Sous-traitance et droits syndicaux
La société pétrolière refuse de reconnaître comme interlocuteur le principal syndicat du secteur pétrolier, l’Unión sindical obrera (USO). Plusieurs stratégies visant à contrecarrer l’activité syndicale sont dénoncées : diffamation, listes noires et liquidation de contrats avec les sous-traitants pour empêcher l’embauche de sympathisants syndicaux. Ces pratiques rendent essentiellement fictifs le droit à la négociation collective et le droit des travailleurs et travailleuses à s’affilier au syndicat de leur choix reconnu par la Convention no 87 de l’Organisation internationale du travail (OIT) sur la liberté syndicale et la protection de la liberté syndicale, ratifiée tant par le Canada que par la Colombie. Les syndicalistes colombiens font face à de l’intimidation et des menaces constantes : trois jours après la tenue de l’audience sur Pacific Rubiales Energy, un leader syndical ayant témoigné devant le jury populaire a reçu des menaces de mort à son domicile. En décembre 2012, après l’assassinat du militant syndical Milton Parra, le syndicat a dû fermer son bureau à Puerto Gaitán.
Les obligations et responsabilités du gouvernement du Canada
L’Accord de libre-échange entre le Canada et la Colombie (ALECC) est entré en vigueur en août 2011. Au même moment, devenait effectif l’Accord de coopération dans le domaine du travail entre le Canada et la Colombie. Ce dernier accord stipule que les deux États doivent incorporer et protéger les principes et les droits du domaine du travail reconnus par l’Organisation internationale du travail (OIT), tels que la liberté d’association et le droit de négociation collective. Il est impératif que le gouvernement canadien rappelle l’entreprise Pacific Rubiales Energy à l’ordre, et plus généralement l’ensemble des entreprises canadiennes actives en Colombie, afin qu’elles respectent la législation colombienne et les différentes conventions de droit international en matière d’environnement, de droit du travail et de libertés syndicales, de droits humains et de droits des peuples autochtones; notamment la Déclaration des Nations Unies sur les droits des peuples autochtones, qui reconnaît le droit au consentement libre, préalable et éclairé, ainsi que les huit conventions fondamentales de l’OIT.

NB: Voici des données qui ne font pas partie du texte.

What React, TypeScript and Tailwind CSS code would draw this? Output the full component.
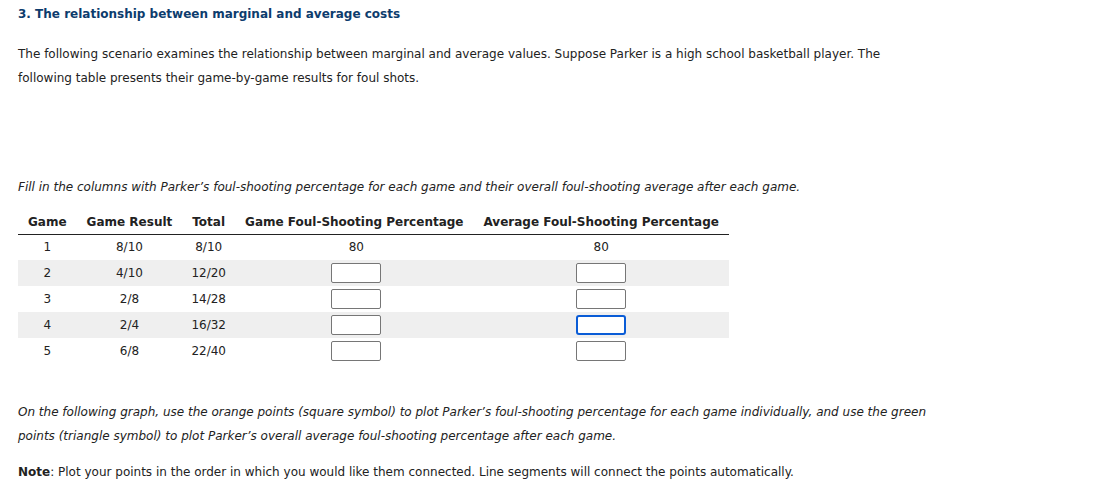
export default function App() {
  const rows = [
    { game: 1, result: "8/10", total: "8/10", pct: "80", avg: "80" },
    { game: 2, result: "4/10", total: "12/20" },
    { game: 3, result: "2/8", total: "14/28" },
    { game: 4, result: "2/4", total: "16/32", focus: true },
    { game: 5, result: "6/8", total: "22/40" },
  ]

  const box = "block mx-auto w-[50px] h-[20px] rounded-[2px] border border-[#767676] bg-white"
  const boxFocus = "block mx-auto w-[50px] h-[20px] rounded-[3px] border-2 border-[#0a5cd6] bg-white"

  return (
    <div className="bg-white min-h-[495px] pl-[18px] pt-[2px] text-[12px] text-[#222] font-['DejaVu_Sans',Verdana,sans-serif]">
      <h2 className="font-bold text-[#0d3c6d] leading-6">3. The relationship between marginal and average costs</h2>

      <p className="mt-4 leading-6">
        The following scenario examines the relationship between marginal and average values. Suppose Parker is a high
        school basketball player. The
        <br />
        following table presents their game-by-game results for foul shots.
      </p>

      <p className="mt-[85px] italic leading-6">
        Fill in the columns with Parker’s foul-shooting percentage for each game and their overall foul-shooting average
        after each game.
      </p>

      <table className="mt-[11px] border-collapse text-center">
        <thead>
          <tr className="border-b border-[#222] font-bold">
            <th className="h-[24px] px-[10px]">Game</th>
            <th className="h-[24px] px-[10px]">Game Result</th>
            <th className="h-[24px] px-[10px]">Total</th>
            <th className="h-[24px] px-[10px]">Game Foul-Shooting Percentage</th>
            <th className="h-[24px] px-[10px]">Average Foul-Shooting Percentage</th>
          </tr>
        </thead>
        <tbody>
          {rows.map((r, i) => (
            <tr key={r.game} className={i % 2 === 1 ? "bg-[#efefef]" : ""}>
              <td className="h-[26px]">{r.game}</td>
              <td className="h-[26px]">{r.result}</td>
              <td className="h-[26px]">{r.total}</td>
              <td className="h-[26px] pl-[4px]">{r.pct ?? <span className={box} />}</td>
              <td className="h-[26px]">{r.avg ?? <span className={r.focus ? boxFocus : box} />}</td>
            </tr>
          ))}
        </tbody>
      </table>

      <p className="mt-[36px] italic leading-6">
        On the following graph, use the orange points (square symbol) to plot Parker’s foul-shooting percentage for each
        game individually, and use the green
        <br />
        points (triangle symbol) to plot Parker’s overall average foul-shooting percentage after each game.
      </p>

      <p className="mt-3 leading-6">
        <span className="font-bold">Note</span>: Plot your points in the order in which you would like them connected.
        Line segments will connect the points automatically.
      </p>
    </div>
  )
}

Nous demandons également au gouvernement canadien que les rapports annuels sur les droits humains et le libre-échange réalisés par le Canada en vertu de l’Accord concernant les rapports annuels sur les droits de l’homme et le libre-échange entre le Canada et la République de Colombie étudient de manière approfondie les répercussions des investissements canadiens sur les droits humains. Le rapport publié à ce titre en juin 2013 par le Canada se borne à une description des réductions tarifaires exécutées, sans analyser de quelque manière que ce soit les effets des hausses des échanges commerciaux sur les droits humains, les droits territoriaux, les droits des peuples autochtones, le droit du travail ou les droits syndicaux. Considérant que des sources officielles colombiennes font état d’une corrélation inquiétante entre activités extractives et violations des droits humains – les régions où prennent place des activités d’exploitation pétrolière et minière seraient les régions d’origine de 87 % des réfugié-e-s internes, ainsi que les hôtes de 78 % des crimes contre des syndicalistes et de 89 % des violations aux droits des peuples autochtones[1] – il serait extrêmement important que le gouvernement étudie en profondeur les répercussions des investissements du secteur extractif canadien sur les droits humains.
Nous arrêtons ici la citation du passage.